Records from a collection
:::

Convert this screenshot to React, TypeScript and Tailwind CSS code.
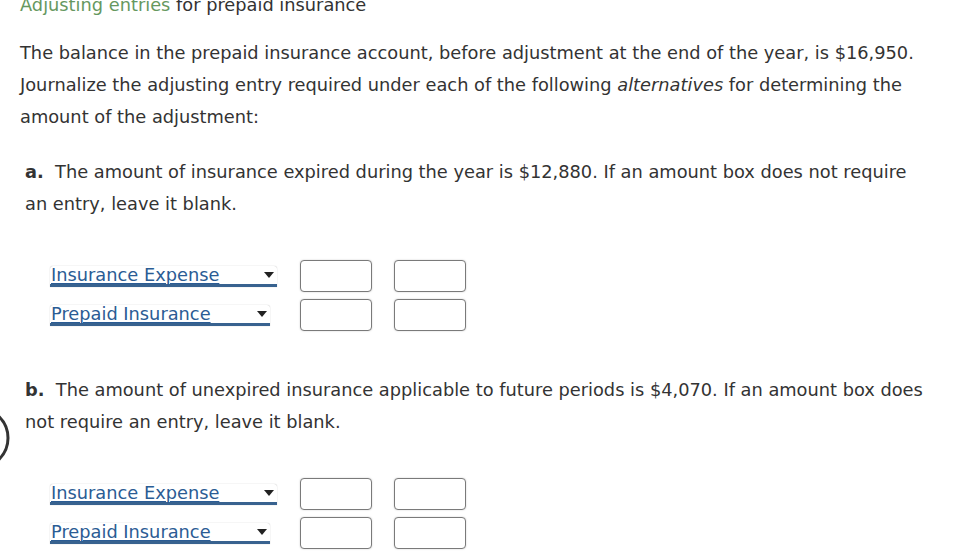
import React from "react";

const font = { fontFamily: '"DejaVu Sans", Verdana, sans-serif' };

function Dropdown({ label, width }: { label: string; width: string }) {
  return (
    <div className="w-[250px] flex items-center">
      <div
        className={`${width} h-[21px] flex items-center justify-between bg-white rounded-t-[3px] shadow-[0_0_1px_rgba(0,0,0,0.35)] border-b-[3px] border-[#38628f]`}
      >
        <span className="text-[#2b5c94] underline underline-offset-[2px] decoration-[1px] text-[17.8px] leading-[18px] pl-px">
          {label}
        </span>
        <svg width="10" height="6" viewBox="0 0 10 6" className="mr-[3px]">
          <path d="M0 0 L10 0 L5 6 Z" fill="#222" />
        </svg>
      </div>
    </div>
  );
}

function AmountBox() {
  return (
    <div className="w-[72px] h-[32px] rounded-[4px] border-[1.5px] border-[#7a7a7a] bg-white shadow-[0_0_2px_rgba(0,0,0,0.2)]" />
  );
}

function EntryRows() {
  const rows = [
    { label: "Insurance Expense", width: "w-[227px]" },
    { label: "Prepaid Insurance", width: "w-[220px]" },
  ];
  return (
    <div className="pl-[50px] flex flex-col gap-[7px]">
      {rows.map((r) => (
        <div key={r.label} className="flex items-center">
          <Dropdown label={r.label} width={r.width} />
          <div className="flex gap-[22px]">
            <AmountBox />
            <AmountBox />
          </div>
        </div>
      ))}
    </div>
  );
}

export default function App() {
  return (
    <div className="relative w-[954px] h-[558px] overflow-hidden bg-white text-[#333] text-[17.8px] leading-[32px]" style={font}>
      <div className="-mt-[11px] pl-[20px]">
        <span className="text-[#66985f]">Adjusting entries</span> for prepaid insurance
      </div>

      <p className="mt-[16px] pl-[20px] pr-[20px]">
        The balance in the prepaid insurance account, before adjustment at the end of the year, is $16,950.
        Journalize the adjusting entry required under each of the following <i>alternatives</i> for determining the
        amount of the adjustment:
      </p>

      <p className="mt-[23px] pl-[25px] pr-[20px]">
        <b>a.</b>&nbsp; The amount of insurance expired during the year is $12,880. If an amount box does not require
        an entry, leave it blank.
      </p>

      <div className="mt-[40px]">
        <EntryRows />
      </div>

      <p className="mt-[43px] pl-[25px] pr-[4px]">
        <b>b.</b>&nbsp; The amount of unexpired insurance applicable to future periods is $4,070. If an amount box does
        not require an entry, leave it blank.
      </p>

      <div className="mt-[40px]">
        <EntryRows />
      </div>

      <svg className="absolute left-0 top-[405px]" width="12" height="66" viewBox="0 0 12 66">
        <circle cx="-22" cy="33" r="30" fill="none" stroke="#333" strokeWidth="3" />
      </svg>
    </div>
  );
}
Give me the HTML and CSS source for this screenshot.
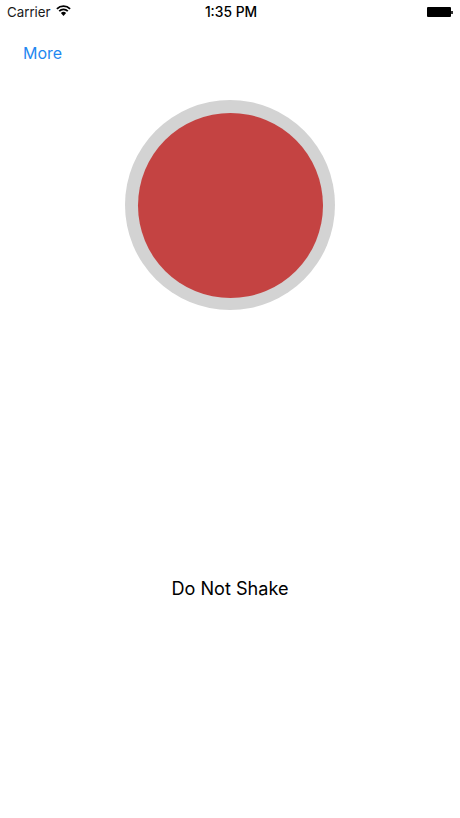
FILE: index.html
```html
<!DOCTYPE html>
<html lang="en">
<head>
    <meta charset="UTF-8">
    <meta name="viewport" content="width=device-width, initial-scale=1.0">
    <title>Do Not Shake</title>
    <link rel="stylesheet" href="styles.css">
</head>
<body>
    <div class="screen">
        <div class="status-bar">
            <div class="status-left">
                <span class="carrier">Carrier</span>
                <svg class="wifi" width="15" height="11" viewBox="0 0 15 11">
                    <path d="M7.5 10.9 4.9 8a3.6 3.6 0 0 1 5.2 0z" fill="#000"/>
                    <path d="M.9 3.8a9.4 9.4 0 0 1 13.2 0" fill="none" stroke="#000" stroke-width="1.8"/>
                    <path d="M3.2 6.2a6.1 6.1 0 0 1 8.6 0" fill="none" stroke="#000" stroke-width="1.8"/>
                </svg>
            </div>
            <span class="time">1:35 PM</span>
            <div class="battery">
                <span class="battery-body"></span>
                <span class="battery-tip"></span>
            </div>
        </div>
        <a class="more" href="#">More</a>
        <div class="button-ring">
            <div class="button-face"></div>
        </div>
        <p class="label">Do Not Shake</p>
    </div>
</body>
</html>
```

FILE: styles.css
```css
* {
    box-sizing: border-box;
    margin: 0;
    padding: 0;
}
body {
    background: white;
    font-family: Inter, 'Liberation Sans', sans-serif;
    color: black;
}
.screen {
    width: 460px;
    height: 818px;
    overflow: hidden;
}
.status-bar {
    display: grid;
    grid-template-columns: 1fr auto 1fr;
    align-items: center;
    height: 24px;
    padding: 0 7px;
}
.status-left {
    display: flex;
    align-items: center;
    gap: 5px;
}
.carrier {
    font-size: 13.3px;
    color: #1a1a1a;
}
.wifi {
    margin-top: -4px;
}
.time {
    margin-left: 2px;
    font-size: 13.8px;
    font-weight: 500;
}
.battery {
    display: flex;
    align-items: center;
    justify-content: flex-end;
}
.battery-body {
    width: 24px;
    height: 10px;
    background: black;
    border-radius: 1px;
}
.battery-tip {
    width: 2px;
    height: 3px;
    background: #333;
}
.more {
    display: block;
    width: max-content;
    margin: 19px 0 0 23px;
    font-size: 16px;
    line-height: 20px;
    color: #1f88f0;
    text-decoration: none;
}
.button-ring {
    display: flex;
    align-items: center;
    justify-content: center;
    width: 210px;
    height: 210px;
    margin: 37px auto 0;
    background: #d3d3d3;
    border-radius: 50%;
}
.button-face {
    width: 185px;
    height: 185px;
    background: #c44342;
    border-radius: 50%;
}
.label {
    margin-top: 266px;
    font-size: 18.1px;
    line-height: 24px;
    text-align: center;
}
```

:::

_PROBLEM REQUIREMENTS_.
Write out every line from the entries where "React" appears.

_TASK RESPONSE_.
Convert this screenshot to React, TypeScript and Tailwind CSS code.
import React from "react";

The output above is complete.